April Woo had sneaked up on him. He’d never met a female who said she didn’t play around and meant it for more than a week—two weeks max. April had him
pendiente
for months. She meant what she said. She didn’t fool around, wasn’t going to sleep with someone she worked with. It was sad.

“What’d
she
say about the two of us?” Mike said finally.

Judy had a round eager face, a lot of powdered shadow around her eyes. Her curly bangs grazed the penciled-in eyebrows. She smiled slyly. “She said not to mess with you.”

Mike sat back with a pleased laugh. “Oh, yeah? You likely to do that?”

“Of course not. I don’t date my clients.” Judy sulked a bit, pulling on her curly hair. The gesture made him think that’s just what Judy did. Mike guessed she was older than April, over thirty and getting anxious.

He pointed to the listings. “What do you think I should look at?”

“Well, what are your priorities? What are you really looking for?” She gazed so deeply into his eyes, he had to look away or laugh in her face.

“I don’t know. Something a woman would like. Sun, sky. Maybe a terrace or a little garden …” He stared out the window at the quiet Sunday street. “Bedroom,” he murmured, and felt himself getting excited at the thought of April in his bedroom.

Judy Chen laughed. “They usually come with a bedroom. What’s this for, getting married or getting laid?”

Two hours and five apartments later, Mike parked behind April’s newly washed Le Baron on the street in front of the Woo house and waited as if it was a stakeout. It took five minutes before a window opened on the second floor.

“What’s up?” April yelled across the frozen grass.

He got out of the car. “Want to come out for a while? I want you to meet someone.”

“Yeah, who?” Without waiting for an answer, she shut the window.

A few minutes later she appeared at the front door. “What’s the matter with you? You look sick.” She was wearing her red turtleneck sweater and black slacks. The week before when he had turned up she’d demanded to know what he was doing there. This week she seemed to be expecting him. Probably Judy Chen had called and told her they were finished.

“You want something to drink?” she asked, stunning him with an invitation to come in.

“Sure.” He followed her inside, looking around for her disapproving parents.

No one else seemed to be home, not even the dog. Still,
April avoided the open door to the living room, where Mike could see a hard-looking sofa, two hard-looking Oriental chairs, some of the cheap red and gold things with tassels and paper coins that could be found in Chinatown, and not a lot else.

April entered the enclosed staircase to her place, gesturing for him to follow. At the top of the stairs he wiped his cowboy boots on a welcome mat that had lotus flowers and two Chinese characters on it. He didn’t ask what they meant.

“It’s kind of a dump. I never had time to finish it, and it’s a real mess.” Nervously April admitted him to the neatest place he’d ever seen.

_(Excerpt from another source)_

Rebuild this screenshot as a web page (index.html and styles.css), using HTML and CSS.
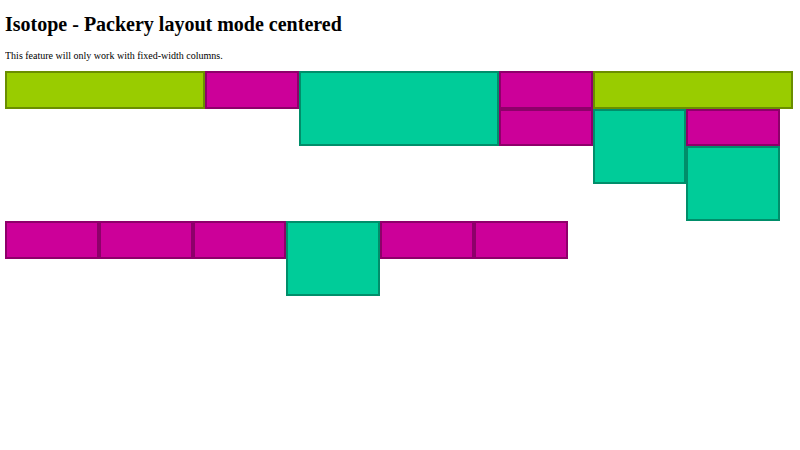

“It’s beautiful,” Mike said, and meant it. “Really.” He took in the plush deep pink sofa with two tapestry pillows of matching pavilions among the clouds and mountains with blooming cherry trees embroidered in pale pinks, blues, and gold. In front of the velvet sofa were two carved wooden tables. One had April’s new nine-millimeter on it. It was still in its box because she had not yet taken the training to qualify for carrying it.